Esta omissão, recorrente nos media, esbate a fronteira entre jornalismo e promoção institucional, colocando em causa o Estatuto do Jornalista, que proíbe actos publicitários ou de natureza comercial por parte de profissionais com carteira. A instrumentalização de jornalistas da Medialivre nestes eventos representa, além de uma violação legal, um caso flagrante de promiscuidade entre o poder político e certos grupos de media.

Destaque-se que o Estatuto do Jornalista considera mesmo “actividade publicitária incompatível com o exercício do jornalismo a participação em iniciativas que visem divulgar produtos, serviços ou entidades através da notoriedade pessoal ou institucional do jornalista, quando aquelas não sejam determinadas por critérios exclusivamente editoriais”. Ou seja, havendo uma obrigação contratual – em que a troco de dinheiro tem de haver presença de jornalistas –, deixam de existir critérios exclusivamente editoriais, caindo-se na publicidade.

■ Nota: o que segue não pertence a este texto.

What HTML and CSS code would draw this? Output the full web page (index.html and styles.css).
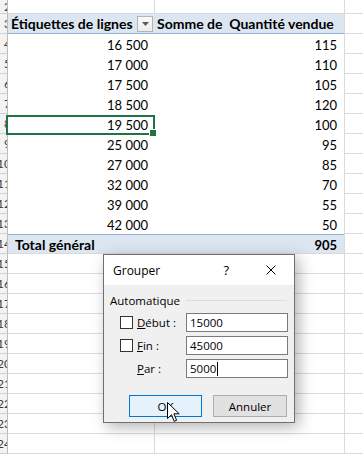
FILE: index.html
```html
<!DOCTYPE html>
<html lang="fr">
<head>
<meta charset="utf-8">
<title>Grouper</title>
<link rel="stylesheet" href="styles.css">
</head>
<body>
<div class="sheet">
  <div class="row top grid"><div class="rh"><span>2</span></div><div class="ca"></div><div class="cb"></div><div class="cc"></div></div>
  <div class="row hdr"><div class="rh"><span>3</span></div><div class="ca"><span class="lbl">Étiquettes de lignes</span><span class="filter"><svg width="7" height="4" viewBox="0 0 7 4"><path d="M0 0H7L3.5 4Z" fill="#5a5a5a"/></svg></span></div><div class="cb"><span class="lbl">Somme de&nbsp; Quantité vendue</span></div><div class="cc"></div></div>
  <div class="row data"><div class="rh"><span>4</span></div><div class="ca num">16 500</div><div class="cb num">115</div><div class="cc"></div></div>
  <div class="row data"><div class="rh"><span>5</span></div><div class="ca num">17 000</div><div class="cb num">110</div><div class="cc"></div></div>
  <div class="row data"><div class="rh"><span>6</span></div><div class="ca num">17 500</div><div class="cb num">105</div><div class="cc"></div></div>
  <div class="row data"><div class="rh"><span>7</span></div><div class="ca num">18 500</div><div class="cb num">120</div><div class="cc"></div></div>
  <div class="row data"><div class="rh"><span>8</span></div><div class="ca num sel">19 500</div><div class="cb num">100</div><div class="cc"></div></div>
  <div class="row data"><div class="rh"><span>9</span></div><div class="ca num">25 000</div><div class="cb num">95</div><div class="cc"></div></div>
  <div class="row data"><div class="rh"><span>10</span></div><div class="ca num">27 000</div><div class="cb num">85</div><div class="cc"></div></div>
  <div class="row data"><div class="rh"><span>11</span></div><div class="ca num">32 000</div><div class="cb num">70</div><div class="cc"></div></div>
  <div class="row data"><div class="rh"><span>12</span></div><div class="ca num">39 000</div><div class="cb num">55</div><div class="cc"></div></div>
  <div class="row data"><div class="rh"><span>13</span></div><div class="ca num">42 000</div><div class="cb num">50</div><div class="cc"></div></div>
  <div class="row total"><div class="rh"><span>14</span></div><div class="ca"><span class="lbl">Total général</span></div><div class="cb num">905</div><div class="cc"></div></div>
  <div class="row grid"><div class="rh"><span>15</span></div><div class="ca"></div><div class="cb"></div><div class="cc"></div></div>
  <div class="row grid"><div class="rh"><span>16</span></div><div class="ca"></div><div class="cb"></div><div class="cc"></div></div>
  <div class="row grid"><div class="rh"><span>17</span></div><div class="ca"></div><div class="cb"></div><div class="cc"></div></div>
  <div class="row grid"><div class="rh"><span>18</span></div><div class="ca"></div><div class="cb"></div><div class="cc"></div></div>
  <div class="row grid"><div class="rh"><span>19</span></div><div class="ca"></div><div class="cb"></div><div class="cc"></div></div>
  <div class="row grid"><div class="rh"><span>20</span></div><div class="ca"></div><div class="cb"></div><div class="cc"></div></div>
  <div class="row grid"><div class="rh"><span>21</span></div><div class="ca"></div><div class="cb"></div><div class="cc"></div></div>
  <div class="row grid"><div class="rh"><span>22</span></div><div class="ca"></div><div class="cb"></div><div class="cc"></div></div>
  <div class="row grid"><div class="rh"><span>23</span></div><div class="ca"></div><div class="cb"></div><div class="cc"></div></div>
  <div class="row grid"><div class="rh"><span>24</span></div><div class="ca"></div><div class="cb"></div><div class="cc"></div></div>
</div>

<div class="dialog">
  <div class="titlebar">
    <span class="title">Grouper</span>
    <span class="help">?</span>
    <svg class="close" width="10" height="10" viewBox="0 0 10 10"><path d="M0.5 0.5L9.5 9.5M9.5 0.5L0.5 9.5" stroke="#000" stroke-width="1"/></svg>
  </div>
  <div class="body">
    <div class="legend"><span>Automatique</span><span class="rule"></span></div>
    <div class="fields">
      <span class="cb-box"></span><label><u>D</u>ébut :</label><div class="input">15000</div>
      <span class="cb-box"></span><label><u>F</u>in :</label><div class="input">45000</div>
      <span></span><label><u>P</u>ar :</label><div class="input">5000<span class="caret"></span></div>
    </div>
    <div class="buttons">
      <div class="btn ok">OK</div>
      <div class="btn">Annuler</div>
    </div>
  </div>
</div>

<svg class="cursor" width="13" height="21" viewBox="0 0 13 21"><path d="M0.5 0.5V16.5L4.5 12.7L7.2 19.3L9.6 18.3L6.9 11.8H12.2Z" fill="#fff" stroke="#000" stroke-width="1" stroke-linejoin="miter"/></svg>
</body>
</html>
```

FILE: styles.css
```css
* { box-sizing: border-box; }
html, body { margin: 0; padding: 0; background: #fff; }
body {
  width: 363px;
  height: 457px;
  overflow: hidden;
  position: relative;
  font-family: Lato, "Liberation Sans", sans-serif;
  color: #000;
}
.sheet { display: flex; flex-direction: column; }
.row { display: flex; height: 20px; flex: none; }
.row.top { height: 14px; }
.rh {
  width: 8px;
  flex: none;
  background: #f3f3f3;
  border-right: 1px solid #bcbcbc;
  border-bottom: 1px solid #d0d0d0;
  display: flex;
  justify-content: flex-end;
  align-items: center;
  overflow: hidden;
  font-size: 12px;
  color: #3c3c3c;
}
.rh span { margin-right: -4px; }
.ca { width: 147px; flex: none; position: relative; display: flex; align-items: center; }
.cb { width: 189px; flex: none; display: flex; align-items: center; }
.cc { flex: 1; border-left: 1px solid #dadada; border-bottom: 1px solid #dadada; }
.grid .ca { border-right: 1px solid #dadada; border-bottom: 1px solid #dadada; }
.grid .cb { border-bottom: 1px solid #dadada; }

.num { justify-content: flex-end; padding-right: 7px; font-size: 13px; padding-top: 1px; }

.hdr .ca, .hdr .cb { background: #dce6f1; border-bottom: 1px solid #95b3d7; font-weight: 700; font-size: 14px; }
.hdr .ca { padding-left: 3px; }
.hdr .cb { padding-left: 2px; }
.lbl { white-space: nowrap; }
.filter {
  position: absolute;
  left: 129px;
  top: 2px;
  width: 16px;
  height: 16px;
  border: 1px solid #b4b4b4;
  background: linear-gradient(#fbfbfb, #ececec);
  display: flex;
  align-items: center;
  justify-content: center;
}

.total .ca, .total .cb { background: #dce6f1; border-top: 1px solid #95b3d7; border-bottom: 1px solid #dadada; font-weight: 700; }
.total .ca { padding-left: 7px; font-size: 14px; }
.total .cb { font-size: 13px; }

.sel::after {
  content: "";
  position: absolute;
  left: -2px;
  top: 1px;
  right: 0;
  bottom: -1px;
  border: 2px solid #217346;
}
.sel::before {
  content: "";
  position: absolute;
  right: -2px;
  bottom: -3px;
  width: 6px;
  height: 6px;
  background: #217346;
  border: 1px solid #fff;
  z-index: 2;
}

.dialog {
  position: absolute;
  left: 103px;
  top: 254px;
  width: 192px;
  height: 169px;
  border: 1px solid #6f6f6f;
  background: #f0f0f0;
  box-shadow: 4px 4px 14px rgba(0, 0, 0, 0.3);
  font-family: "Open Sans", "Noto Sans", sans-serif;
  font-size: 11px;
  display: flex;
  flex-direction: column;
}
.titlebar {
  height: 30px;
  background: #fff;
  display: flex;
  align-items: center;
  padding-left: 9px;
  flex: none;
}
.title { font-size: 12px; flex: 1; }
.help { font-size: 13px; margin-right: 37px; }
.close { margin-right: 18px; }
.body { padding: 7px 6px 0 6px; display: flex; flex-direction: column; }
.legend { height: 16px; display: flex; align-items: center; gap: 6px; font-size: 11.5px; }
.rule { flex: 1; height: 1px; background: #dcdcdc; margin-right: 1px; }
.fields {
  margin-top: 5px;
  display: grid;
  grid-template-columns: 13px 45px 102px;
  grid-auto-rows: 19px;
  column-gap: 4px;
  row-gap: 4px;
  padding-left: 10px;
  align-items: center;
}
.cb-box { width: 13px; height: 13px; border: 1px solid #333; background: #fff; margin-top: -1px; }
label { white-space: nowrap; font-size: 11.5px; }
.input {
  height: 19px;
  border: 1px solid #7a7a7a;
  background: #fff;
  padding-left: 3px;
  display: flex;
  align-items: center;
  font-size: 11.5px;
}
.caret { width: 1px; height: 14px; background: #000; margin-left: 1px; }
.buttons { margin-top: 17px; display: flex; gap: 11px; padding-left: 19px; }
.btn {
  width: 74px;
  height: 22px;
  background: #e1e1e1;
  border: 1px solid #adadad;
  display: flex;
  align-items: center;
  justify-content: center;
  font-size: 11.5px;
}
.btn.ok { width: 73px; background: #e5f1fb; border-color: #0078d7; }
.cursor { position: absolute; left: 167px; top: 402px; }
```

João Ferreira, pela segunda vez no espaço de sete dias, o jornalista fez o papel de moderação em debates. O problema não é a moderação, que é permitida por lei, mas sim a moderação para efeitos de cumprimento de cláusulas comerciais pela sua entidade empregadora (Medialivre).

O convidado principal da sessão desta terça-feira foi, desta vez, António Leitão Amaro, ministro da Presidência, que aproveitou o palco para fazer o balanço do primeiro ano de governação na área das migrações. “A capacidade de liderança é ser capaz de ver à frente e agir”, afirmou, destacando o Plano Nacional de Acção para as Migrações apresentado há precisamente um ano. Na sua intervenção, afirmou que o Governo anterior “não compreendeu nem respondeu” à nova realidade demográfica, criando espaço para respostas radicais e desumanizantes. Em contraste, assegurou que a actual governação combina “mudança firme” com “humanismo moderado”.

Carlos Rodrigues, director editorial do Correio da Manhã e da CMTV, que abriu a sessão desta terça-feira com uma breve intervenção, enviou esta tarde ao PÁGINA UM um pedido de direito de resposta relativo à notícia publicada na semana passada. O texto será publicado na íntegra amanhã, em cumprimento dos prazos da Lei de Imprensa, que determina que, se a publicação for diária, terá de o divulgar “dentro de dois dias a contar da recepção”.